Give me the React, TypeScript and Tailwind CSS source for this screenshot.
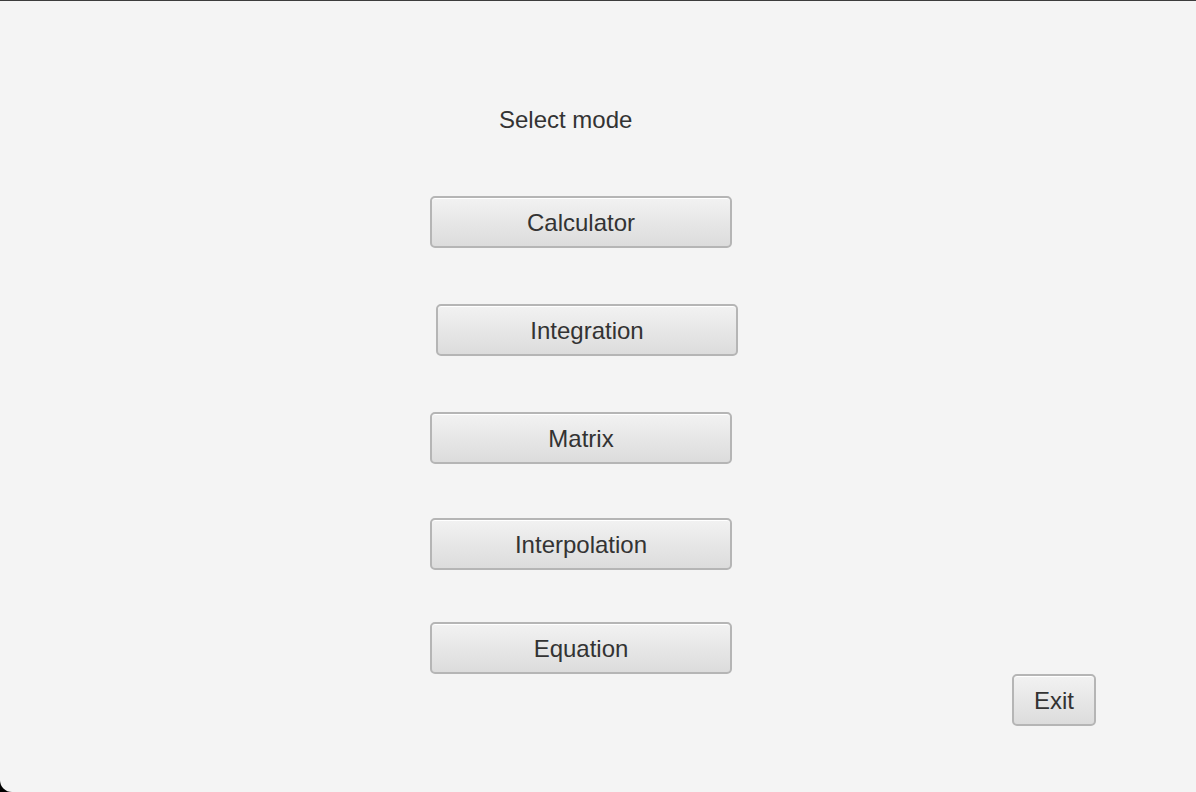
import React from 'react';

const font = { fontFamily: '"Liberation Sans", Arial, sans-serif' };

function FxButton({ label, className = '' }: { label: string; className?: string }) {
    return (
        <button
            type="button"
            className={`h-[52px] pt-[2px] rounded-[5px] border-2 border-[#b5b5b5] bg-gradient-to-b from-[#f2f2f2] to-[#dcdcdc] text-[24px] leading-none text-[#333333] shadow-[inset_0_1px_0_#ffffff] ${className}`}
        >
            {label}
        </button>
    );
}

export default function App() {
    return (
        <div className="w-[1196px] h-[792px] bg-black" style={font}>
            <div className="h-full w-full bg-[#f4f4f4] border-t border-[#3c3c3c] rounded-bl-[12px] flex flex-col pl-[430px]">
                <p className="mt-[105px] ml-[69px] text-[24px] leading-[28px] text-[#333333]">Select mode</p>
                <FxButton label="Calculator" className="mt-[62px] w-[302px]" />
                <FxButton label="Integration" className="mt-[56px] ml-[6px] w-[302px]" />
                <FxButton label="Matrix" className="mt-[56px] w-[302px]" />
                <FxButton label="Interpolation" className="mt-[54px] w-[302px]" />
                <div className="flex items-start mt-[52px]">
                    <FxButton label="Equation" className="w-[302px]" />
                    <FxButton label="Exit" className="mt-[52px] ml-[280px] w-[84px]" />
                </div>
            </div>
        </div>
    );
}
######
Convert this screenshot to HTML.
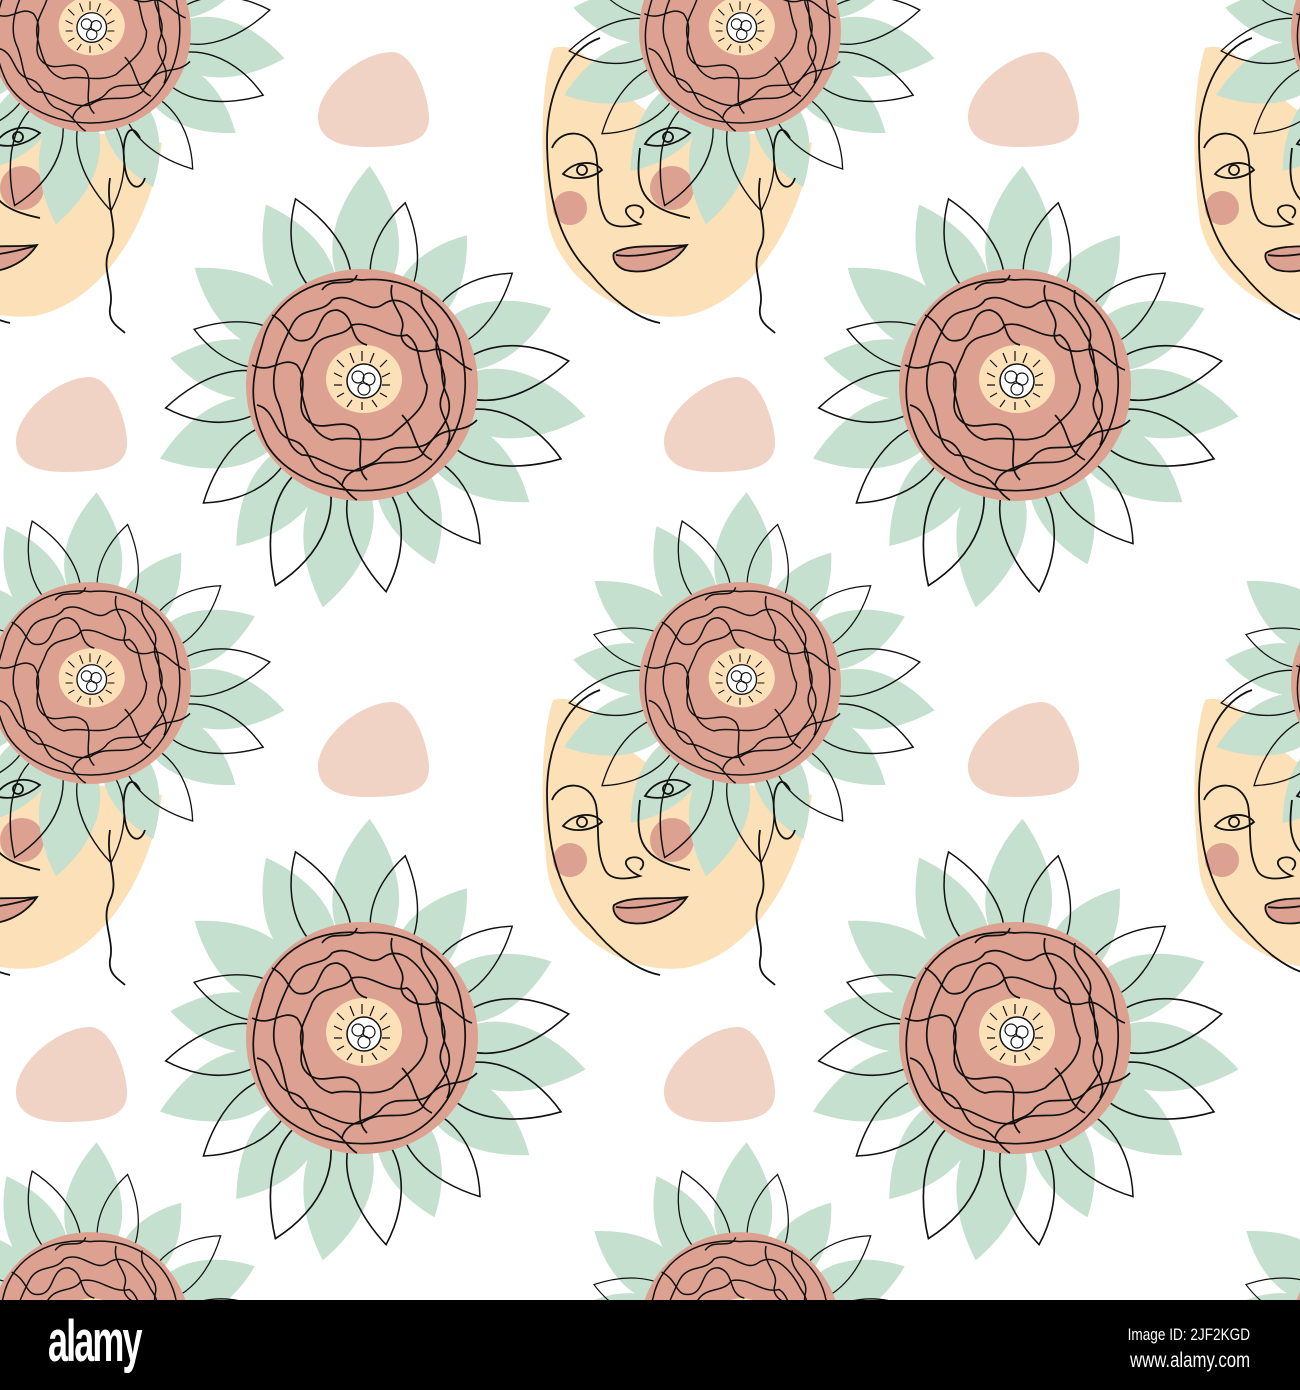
######
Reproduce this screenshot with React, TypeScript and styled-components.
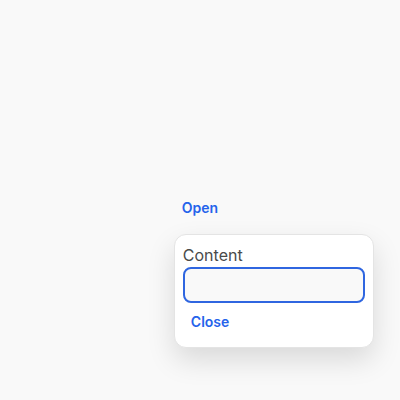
######
> Work instructions
Filter the entries and copy out every line with the word "React".

> Answer to the task
Give me the React, TypeScript and Tailwind CSS source for this screenshot.
import React from 'react';
Reproduce this screenshot with React, TypeScript and styled-components.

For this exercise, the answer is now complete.